►
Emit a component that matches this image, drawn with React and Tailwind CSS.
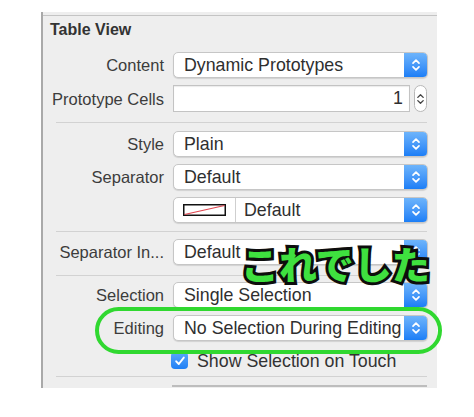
◄
►
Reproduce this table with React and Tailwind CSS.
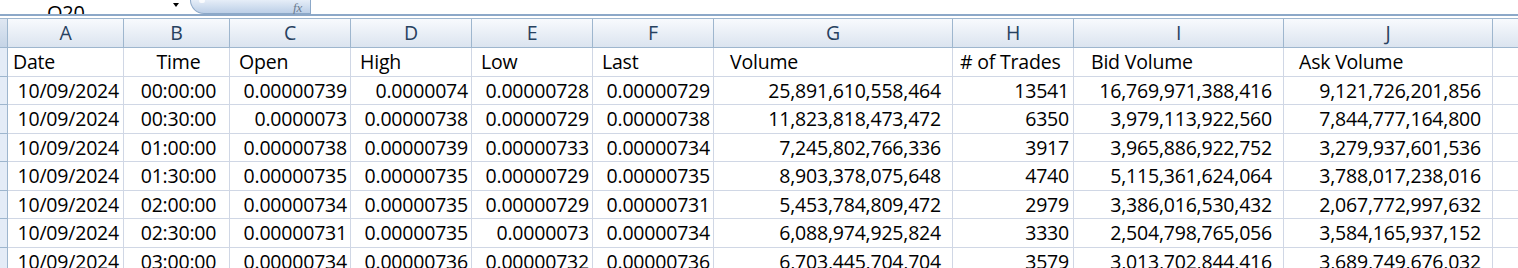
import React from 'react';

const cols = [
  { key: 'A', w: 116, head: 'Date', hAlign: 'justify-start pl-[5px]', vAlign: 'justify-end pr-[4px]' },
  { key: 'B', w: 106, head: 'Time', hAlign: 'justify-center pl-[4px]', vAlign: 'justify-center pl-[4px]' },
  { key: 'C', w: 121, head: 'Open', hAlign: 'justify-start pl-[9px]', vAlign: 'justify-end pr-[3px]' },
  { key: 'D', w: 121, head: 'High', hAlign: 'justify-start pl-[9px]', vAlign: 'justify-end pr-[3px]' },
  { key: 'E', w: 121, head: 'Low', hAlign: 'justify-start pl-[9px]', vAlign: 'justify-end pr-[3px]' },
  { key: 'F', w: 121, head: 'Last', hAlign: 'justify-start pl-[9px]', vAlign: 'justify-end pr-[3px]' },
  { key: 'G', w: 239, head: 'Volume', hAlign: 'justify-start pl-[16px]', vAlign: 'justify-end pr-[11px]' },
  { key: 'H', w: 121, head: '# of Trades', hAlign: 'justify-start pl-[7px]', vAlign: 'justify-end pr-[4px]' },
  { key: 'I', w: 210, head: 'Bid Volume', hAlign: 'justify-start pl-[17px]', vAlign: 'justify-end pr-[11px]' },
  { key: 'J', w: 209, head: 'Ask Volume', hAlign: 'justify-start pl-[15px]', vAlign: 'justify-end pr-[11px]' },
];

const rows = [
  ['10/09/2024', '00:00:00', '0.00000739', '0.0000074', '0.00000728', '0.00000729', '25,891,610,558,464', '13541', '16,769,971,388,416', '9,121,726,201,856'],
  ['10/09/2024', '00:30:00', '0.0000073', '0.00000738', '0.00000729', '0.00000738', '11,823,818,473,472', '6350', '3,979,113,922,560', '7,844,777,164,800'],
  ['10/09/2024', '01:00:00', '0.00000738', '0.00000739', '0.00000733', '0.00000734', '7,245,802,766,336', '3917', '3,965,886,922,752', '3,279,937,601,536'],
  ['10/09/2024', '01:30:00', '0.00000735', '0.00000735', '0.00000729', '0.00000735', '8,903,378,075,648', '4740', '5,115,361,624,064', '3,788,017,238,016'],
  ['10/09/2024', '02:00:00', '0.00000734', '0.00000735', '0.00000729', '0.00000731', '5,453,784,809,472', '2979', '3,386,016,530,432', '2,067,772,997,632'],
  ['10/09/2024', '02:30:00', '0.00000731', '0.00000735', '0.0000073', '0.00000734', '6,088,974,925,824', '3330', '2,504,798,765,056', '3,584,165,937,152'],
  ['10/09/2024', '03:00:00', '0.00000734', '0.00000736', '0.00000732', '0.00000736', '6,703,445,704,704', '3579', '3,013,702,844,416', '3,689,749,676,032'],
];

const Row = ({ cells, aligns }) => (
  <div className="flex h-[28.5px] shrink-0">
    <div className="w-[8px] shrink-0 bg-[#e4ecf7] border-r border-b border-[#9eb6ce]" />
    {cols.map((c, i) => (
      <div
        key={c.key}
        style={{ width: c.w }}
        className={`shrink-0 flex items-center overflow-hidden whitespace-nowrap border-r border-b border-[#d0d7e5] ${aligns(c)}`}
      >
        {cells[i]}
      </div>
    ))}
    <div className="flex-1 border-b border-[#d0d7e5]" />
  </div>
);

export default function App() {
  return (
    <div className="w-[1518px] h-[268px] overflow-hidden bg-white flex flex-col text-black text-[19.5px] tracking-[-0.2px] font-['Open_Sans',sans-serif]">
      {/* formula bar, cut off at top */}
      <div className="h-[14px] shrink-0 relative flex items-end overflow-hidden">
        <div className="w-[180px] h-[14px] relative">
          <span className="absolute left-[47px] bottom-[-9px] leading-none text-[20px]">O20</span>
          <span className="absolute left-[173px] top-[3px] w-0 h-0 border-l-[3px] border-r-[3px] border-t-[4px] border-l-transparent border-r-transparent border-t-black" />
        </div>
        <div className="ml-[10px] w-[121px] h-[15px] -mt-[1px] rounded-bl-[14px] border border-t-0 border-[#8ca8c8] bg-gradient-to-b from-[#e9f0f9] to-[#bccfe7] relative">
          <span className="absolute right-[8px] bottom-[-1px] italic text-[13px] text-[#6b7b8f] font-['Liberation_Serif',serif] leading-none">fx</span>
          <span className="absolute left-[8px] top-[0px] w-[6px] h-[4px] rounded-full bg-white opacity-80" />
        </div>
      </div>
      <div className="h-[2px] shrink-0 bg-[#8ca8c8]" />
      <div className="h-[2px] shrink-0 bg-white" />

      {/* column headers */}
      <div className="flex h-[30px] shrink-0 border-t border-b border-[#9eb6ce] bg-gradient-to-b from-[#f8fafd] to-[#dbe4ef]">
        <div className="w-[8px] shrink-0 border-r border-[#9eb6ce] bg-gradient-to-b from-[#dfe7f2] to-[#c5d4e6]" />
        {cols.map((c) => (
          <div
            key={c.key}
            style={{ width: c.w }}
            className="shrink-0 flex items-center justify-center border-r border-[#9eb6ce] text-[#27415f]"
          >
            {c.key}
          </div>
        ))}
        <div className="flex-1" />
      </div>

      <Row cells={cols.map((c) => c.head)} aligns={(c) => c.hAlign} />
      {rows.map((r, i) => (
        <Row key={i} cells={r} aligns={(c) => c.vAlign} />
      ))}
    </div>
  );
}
◄
## YOUR OBJECTIVE
Repeat only the lines running from "Reproduce this table" to "import React from 'react';", ends included, and leave the pictures out.

## EXERCISE RESULT
Reproduce this table with React and Tailwind CSS.
import React from 'react';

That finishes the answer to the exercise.